N.Y. store with transcritical cuts annual energy costs by $74,000

N.Y. store with transcritical cuts annual energy costs by $74,000

DeCicco & Sons compared its first transcritical store to an equivalent store using R404A.

DeCicco’s & Sons, a seven-store food retailer based in Pelham, N.Y., saved $74,000 in energy consumption and power demand over a 12-month period as a result of using a transcritical CO2 booster refrigeration rather than a traditional HFC system.

DeCicco’s compared its store in Larchmont, N.Y., which has operated a transcritical system from Hillphoenix for 15 months, with another of its stores in Ardsley, N.Y., which has a conventional R404A system. Both stores were similar in size and refrigeration load (1 million BTUs medium temperature, 200,000 BTUs low temperature); they also employed the same equipment, such as LED lights, anti-sweat heaters and variable-frequency drives, except for the refrigeration system. (The Larchmont store also has solar panels, which were not included in the comparison.)
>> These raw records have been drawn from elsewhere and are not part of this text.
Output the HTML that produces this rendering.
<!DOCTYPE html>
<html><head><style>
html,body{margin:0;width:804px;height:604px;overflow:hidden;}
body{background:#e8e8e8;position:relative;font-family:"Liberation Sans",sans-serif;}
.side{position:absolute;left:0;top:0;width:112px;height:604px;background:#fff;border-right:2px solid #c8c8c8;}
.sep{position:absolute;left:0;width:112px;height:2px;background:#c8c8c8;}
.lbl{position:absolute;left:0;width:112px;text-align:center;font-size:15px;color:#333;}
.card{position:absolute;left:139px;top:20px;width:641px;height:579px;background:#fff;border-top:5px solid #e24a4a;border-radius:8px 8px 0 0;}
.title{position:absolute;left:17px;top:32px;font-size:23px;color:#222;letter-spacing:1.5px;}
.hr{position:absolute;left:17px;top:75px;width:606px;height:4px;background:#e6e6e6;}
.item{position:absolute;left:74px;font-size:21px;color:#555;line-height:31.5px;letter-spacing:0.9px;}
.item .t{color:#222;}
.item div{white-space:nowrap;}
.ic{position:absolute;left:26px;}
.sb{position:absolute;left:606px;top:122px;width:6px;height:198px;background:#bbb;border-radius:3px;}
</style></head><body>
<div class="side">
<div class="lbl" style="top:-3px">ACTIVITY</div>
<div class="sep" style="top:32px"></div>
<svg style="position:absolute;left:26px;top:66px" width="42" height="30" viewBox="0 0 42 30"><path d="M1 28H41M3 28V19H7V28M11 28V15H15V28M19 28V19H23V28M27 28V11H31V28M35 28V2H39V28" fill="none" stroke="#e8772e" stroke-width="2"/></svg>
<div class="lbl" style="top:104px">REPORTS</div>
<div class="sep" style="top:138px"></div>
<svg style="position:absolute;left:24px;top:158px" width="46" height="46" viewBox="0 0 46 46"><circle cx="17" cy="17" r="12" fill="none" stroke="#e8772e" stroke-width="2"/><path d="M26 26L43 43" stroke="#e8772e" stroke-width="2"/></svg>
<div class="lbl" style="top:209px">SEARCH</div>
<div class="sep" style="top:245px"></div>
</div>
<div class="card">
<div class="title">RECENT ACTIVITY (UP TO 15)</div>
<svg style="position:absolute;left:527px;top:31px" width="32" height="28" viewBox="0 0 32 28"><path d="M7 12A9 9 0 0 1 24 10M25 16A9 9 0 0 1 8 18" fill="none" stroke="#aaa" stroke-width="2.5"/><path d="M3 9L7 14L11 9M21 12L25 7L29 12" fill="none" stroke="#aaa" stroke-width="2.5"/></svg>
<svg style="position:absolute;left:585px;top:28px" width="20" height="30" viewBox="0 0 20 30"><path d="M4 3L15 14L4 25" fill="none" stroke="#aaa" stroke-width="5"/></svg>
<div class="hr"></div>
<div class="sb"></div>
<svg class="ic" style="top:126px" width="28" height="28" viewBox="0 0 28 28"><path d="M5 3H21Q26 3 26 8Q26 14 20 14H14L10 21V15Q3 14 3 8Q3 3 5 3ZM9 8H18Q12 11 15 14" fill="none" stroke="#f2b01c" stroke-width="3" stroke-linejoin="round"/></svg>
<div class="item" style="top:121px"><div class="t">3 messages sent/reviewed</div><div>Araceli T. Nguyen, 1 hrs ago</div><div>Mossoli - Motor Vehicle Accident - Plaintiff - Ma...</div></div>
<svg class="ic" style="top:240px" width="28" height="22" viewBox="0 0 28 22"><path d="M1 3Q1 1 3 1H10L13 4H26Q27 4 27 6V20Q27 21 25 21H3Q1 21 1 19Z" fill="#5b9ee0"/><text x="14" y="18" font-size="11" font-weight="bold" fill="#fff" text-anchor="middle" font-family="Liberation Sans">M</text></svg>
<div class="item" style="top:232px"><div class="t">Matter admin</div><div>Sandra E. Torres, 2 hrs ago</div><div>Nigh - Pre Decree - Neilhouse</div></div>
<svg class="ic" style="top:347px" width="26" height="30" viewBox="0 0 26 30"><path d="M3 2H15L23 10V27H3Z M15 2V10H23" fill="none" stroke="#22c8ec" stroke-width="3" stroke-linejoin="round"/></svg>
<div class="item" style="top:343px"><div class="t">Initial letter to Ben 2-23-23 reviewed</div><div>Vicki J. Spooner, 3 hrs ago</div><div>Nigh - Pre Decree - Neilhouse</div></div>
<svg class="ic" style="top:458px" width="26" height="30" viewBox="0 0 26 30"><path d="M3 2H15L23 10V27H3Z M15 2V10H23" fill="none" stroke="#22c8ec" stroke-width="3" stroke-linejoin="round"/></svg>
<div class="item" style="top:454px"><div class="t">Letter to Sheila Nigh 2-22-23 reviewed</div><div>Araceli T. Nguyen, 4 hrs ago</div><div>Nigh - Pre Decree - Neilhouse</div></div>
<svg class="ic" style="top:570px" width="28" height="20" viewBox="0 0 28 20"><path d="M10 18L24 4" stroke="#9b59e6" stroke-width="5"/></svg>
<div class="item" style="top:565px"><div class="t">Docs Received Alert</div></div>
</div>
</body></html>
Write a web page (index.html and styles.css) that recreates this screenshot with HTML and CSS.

“Even in months when I expected the CO2 system to be higher [in energy consumption] like June-September, it never really was,” said John DeCicco, Jr., president of the company, in a presentation last week at the AAA Refrigeration/Hillphoenix 8th annual Symposium in Tarrytown, N.Y. He attributed that to the system’s Trillium adiabatic condenser, from Baltimore Aircoil, which keep the temperature of CO2 gas from exceeding 88°F, CO2’s critical point.

“During the winter months, there was a really big savings,” he added. The reduction in energy consumption alone was about 292,000 kWh over the 12 months, a savings of $55,000. The power demand reduction over that period was 720 kW, or 60 kW/month.In addition to the savings in energy consumption and demand, the transcritical system offers 1.1 million BTUs in recovered heat, used throughout the store.

DeCicco’s has also installed a Hillphoenix transcritical system in a store in Millwood, N.Y., that opened last December, and in an existing store in Pelham, N.Y., where it has been running for seven months. The Larchmont and Millwood stores, each 24,000 sq. ft., employ 1,000 lbs. of CO2 in their transcritical system. The retailer plans to retrofit another existing store, in Harrison, N.Y., with a transcritical system this year, as well as open a new store in Somers, N.Y., with a transcritical system.

In promoting the transcritical system, DeCicco describes it as using a “natural refrigerant” rather than CO2, because of the latter’s link to global warming (though CO2 as a refrigerant is vastly better for the climate than HFCs). “Try to say natural refrigerant; it helps tremendously,” he advised the audience.